It was a perfect fit—at least in theory.

* * *

The first thing I noticed on my first day on the job is that in retail no one sits.


It didn’t matter if it was at the beginning of my shift, if the store was empty, or if my knees, back, and feet ached from hours of standing. Park your behind while on the clock, went the unspoken rule, and you might find it on a park bench scanning the want-ads for a new job.

Another quick observation: Working in retail takes more skill than just selling stuff. Besides the mindless tasks one expects—folding, stacking, sorting, fetching things for customers—I frequently had to tackle a series of housekeeping chores that Stretch never mentioned in our welcome-aboard chat. Performed during the late shift, those chores usually meant I’d have to stay well past the scheduled 9 p.m. quitting time.

Mop the floors in the bathroom, replace the toilet paper and scrub the toilets if necessary. Vacuum. Empty the garbage. Wipe down the glass front doors, every night, even if they don’t really need it. It was all part of the job, done after your shift has ended but without overtime pay.    

One afternoon, upon hearing that Sporting Goods Inc.’s top managers were set to fly in from out of town for their annual review of their retail troops, Stretch went on a cleaning binge, clearing junk from the sales floor and the stockroom. When he finished, and I saw the amount of garbage waiting for me to haul to the loading dock, I felt like Hercules at the Augean stables.

There were five or so 20-gallon bags stuffed with refuse along with several piles of empty containers, cardboard boxes, and shipping wrap. Two cases of expired energy drinks. Several unwieldy stacks of outdated, five-foot-long cardboard displays.
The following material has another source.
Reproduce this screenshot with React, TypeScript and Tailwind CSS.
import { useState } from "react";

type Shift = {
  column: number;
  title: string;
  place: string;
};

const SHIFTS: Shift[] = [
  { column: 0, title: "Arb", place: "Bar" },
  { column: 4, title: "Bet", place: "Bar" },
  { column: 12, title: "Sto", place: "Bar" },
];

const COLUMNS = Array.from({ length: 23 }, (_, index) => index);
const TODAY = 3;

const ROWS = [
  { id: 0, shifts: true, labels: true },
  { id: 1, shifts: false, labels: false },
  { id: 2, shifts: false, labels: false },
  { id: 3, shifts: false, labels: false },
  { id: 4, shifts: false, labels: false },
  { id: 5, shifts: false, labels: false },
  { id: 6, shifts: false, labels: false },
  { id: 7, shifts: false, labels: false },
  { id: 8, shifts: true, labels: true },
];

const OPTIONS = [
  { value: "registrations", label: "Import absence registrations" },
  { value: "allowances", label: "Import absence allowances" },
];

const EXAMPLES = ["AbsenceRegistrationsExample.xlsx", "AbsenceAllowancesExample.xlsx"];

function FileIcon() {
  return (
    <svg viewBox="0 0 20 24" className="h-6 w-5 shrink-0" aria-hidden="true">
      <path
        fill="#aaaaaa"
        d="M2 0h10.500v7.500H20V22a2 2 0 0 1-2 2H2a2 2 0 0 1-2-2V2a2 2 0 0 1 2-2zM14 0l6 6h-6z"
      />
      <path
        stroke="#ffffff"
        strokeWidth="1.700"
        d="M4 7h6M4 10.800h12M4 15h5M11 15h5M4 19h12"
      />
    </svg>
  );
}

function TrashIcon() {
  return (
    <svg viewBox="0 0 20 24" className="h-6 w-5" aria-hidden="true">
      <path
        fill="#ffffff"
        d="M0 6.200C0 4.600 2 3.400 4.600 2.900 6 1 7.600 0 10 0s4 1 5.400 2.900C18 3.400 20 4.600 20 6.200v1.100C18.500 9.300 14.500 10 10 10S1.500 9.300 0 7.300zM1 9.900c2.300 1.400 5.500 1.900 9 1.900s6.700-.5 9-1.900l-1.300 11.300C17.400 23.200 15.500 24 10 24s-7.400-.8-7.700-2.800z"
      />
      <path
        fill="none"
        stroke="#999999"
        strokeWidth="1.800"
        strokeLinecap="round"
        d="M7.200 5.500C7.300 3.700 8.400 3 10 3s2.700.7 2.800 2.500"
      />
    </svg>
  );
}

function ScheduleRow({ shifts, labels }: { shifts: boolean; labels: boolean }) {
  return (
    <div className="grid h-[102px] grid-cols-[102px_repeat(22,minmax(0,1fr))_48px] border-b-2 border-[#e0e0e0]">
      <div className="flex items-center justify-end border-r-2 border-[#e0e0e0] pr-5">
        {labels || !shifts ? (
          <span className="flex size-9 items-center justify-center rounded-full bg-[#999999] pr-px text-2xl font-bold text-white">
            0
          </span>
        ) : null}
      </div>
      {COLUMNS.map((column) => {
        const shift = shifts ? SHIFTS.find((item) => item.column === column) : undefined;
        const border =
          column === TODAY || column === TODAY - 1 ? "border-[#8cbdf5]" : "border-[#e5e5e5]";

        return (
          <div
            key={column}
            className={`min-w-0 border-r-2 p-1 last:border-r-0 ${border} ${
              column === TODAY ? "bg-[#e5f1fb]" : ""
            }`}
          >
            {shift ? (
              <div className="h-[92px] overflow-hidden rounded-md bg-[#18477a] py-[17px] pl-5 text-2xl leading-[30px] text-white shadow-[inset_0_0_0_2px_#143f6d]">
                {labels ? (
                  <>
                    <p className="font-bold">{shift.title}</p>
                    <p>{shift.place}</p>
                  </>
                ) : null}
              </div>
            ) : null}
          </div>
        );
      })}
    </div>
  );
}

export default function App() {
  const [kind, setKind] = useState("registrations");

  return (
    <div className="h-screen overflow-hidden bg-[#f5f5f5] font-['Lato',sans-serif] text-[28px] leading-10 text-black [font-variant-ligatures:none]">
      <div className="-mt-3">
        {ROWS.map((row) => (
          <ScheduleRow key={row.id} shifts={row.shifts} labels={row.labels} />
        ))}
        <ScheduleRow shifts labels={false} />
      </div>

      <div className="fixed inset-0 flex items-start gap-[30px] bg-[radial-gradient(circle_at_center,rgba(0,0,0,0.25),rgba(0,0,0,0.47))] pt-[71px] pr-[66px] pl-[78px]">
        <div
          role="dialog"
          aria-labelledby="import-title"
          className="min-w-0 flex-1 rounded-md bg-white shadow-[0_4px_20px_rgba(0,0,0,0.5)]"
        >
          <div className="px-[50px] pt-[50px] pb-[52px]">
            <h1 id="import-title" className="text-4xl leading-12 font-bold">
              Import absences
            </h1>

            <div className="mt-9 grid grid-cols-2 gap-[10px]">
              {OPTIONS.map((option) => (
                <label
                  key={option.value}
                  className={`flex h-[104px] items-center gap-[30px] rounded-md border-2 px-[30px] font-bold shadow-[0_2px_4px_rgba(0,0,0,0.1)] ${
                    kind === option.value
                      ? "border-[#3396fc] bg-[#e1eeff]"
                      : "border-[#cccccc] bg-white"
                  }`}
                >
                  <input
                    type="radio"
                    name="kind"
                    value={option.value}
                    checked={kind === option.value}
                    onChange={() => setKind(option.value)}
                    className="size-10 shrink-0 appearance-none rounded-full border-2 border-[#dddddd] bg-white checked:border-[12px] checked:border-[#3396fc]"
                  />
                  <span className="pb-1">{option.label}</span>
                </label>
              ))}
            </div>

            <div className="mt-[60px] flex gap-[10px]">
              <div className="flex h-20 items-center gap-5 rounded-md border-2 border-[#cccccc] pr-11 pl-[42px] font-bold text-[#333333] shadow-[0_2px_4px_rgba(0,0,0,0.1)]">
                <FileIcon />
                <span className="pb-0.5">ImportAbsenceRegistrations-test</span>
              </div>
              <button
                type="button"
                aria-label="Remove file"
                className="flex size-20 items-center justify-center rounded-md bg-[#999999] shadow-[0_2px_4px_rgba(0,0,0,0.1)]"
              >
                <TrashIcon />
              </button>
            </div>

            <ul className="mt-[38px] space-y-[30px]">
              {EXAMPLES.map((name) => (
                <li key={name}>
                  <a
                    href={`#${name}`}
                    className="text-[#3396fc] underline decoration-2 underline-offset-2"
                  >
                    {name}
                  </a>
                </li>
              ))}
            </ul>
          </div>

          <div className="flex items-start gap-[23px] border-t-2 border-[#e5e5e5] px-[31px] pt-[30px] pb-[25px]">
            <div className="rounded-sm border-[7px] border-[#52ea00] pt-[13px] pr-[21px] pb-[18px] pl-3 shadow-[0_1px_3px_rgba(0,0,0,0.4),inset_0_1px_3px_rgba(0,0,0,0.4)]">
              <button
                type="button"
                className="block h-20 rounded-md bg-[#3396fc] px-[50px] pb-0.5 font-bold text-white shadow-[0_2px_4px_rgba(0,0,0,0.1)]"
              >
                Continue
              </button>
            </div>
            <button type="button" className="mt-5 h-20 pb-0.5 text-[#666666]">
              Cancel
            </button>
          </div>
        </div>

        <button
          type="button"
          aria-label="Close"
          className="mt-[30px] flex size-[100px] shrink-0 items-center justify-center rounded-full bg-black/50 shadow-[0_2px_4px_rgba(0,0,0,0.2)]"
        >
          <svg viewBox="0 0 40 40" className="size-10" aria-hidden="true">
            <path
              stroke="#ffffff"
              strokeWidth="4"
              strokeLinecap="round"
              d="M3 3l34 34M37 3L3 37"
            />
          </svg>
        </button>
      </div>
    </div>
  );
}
The garbage run came after I’d already pulled my six-hour shift on the sales floor, and done some of my usual closing-shift chores. At the same time, since the other employee on duty was a petite young woman, taking out the garbage was a solo operation. Forty-five minutes later, I’d finished, sweaty and slightly winded. Stretch turned off the lights, I grabbed my things and we headed to the door. Before checking my backpack to see if I’d stolen anything, he said, “Thanks for the hustle,” and tossed me my bonus.

A pair of socks.  

Granted, they were nice socks—high-tech, $25 wool athletic socks, something I might have purchased on impulse in better times. To the manager, it was a meaningful gesture; he seemed to sincerely want to reward me for going above and beyond my usual duties.  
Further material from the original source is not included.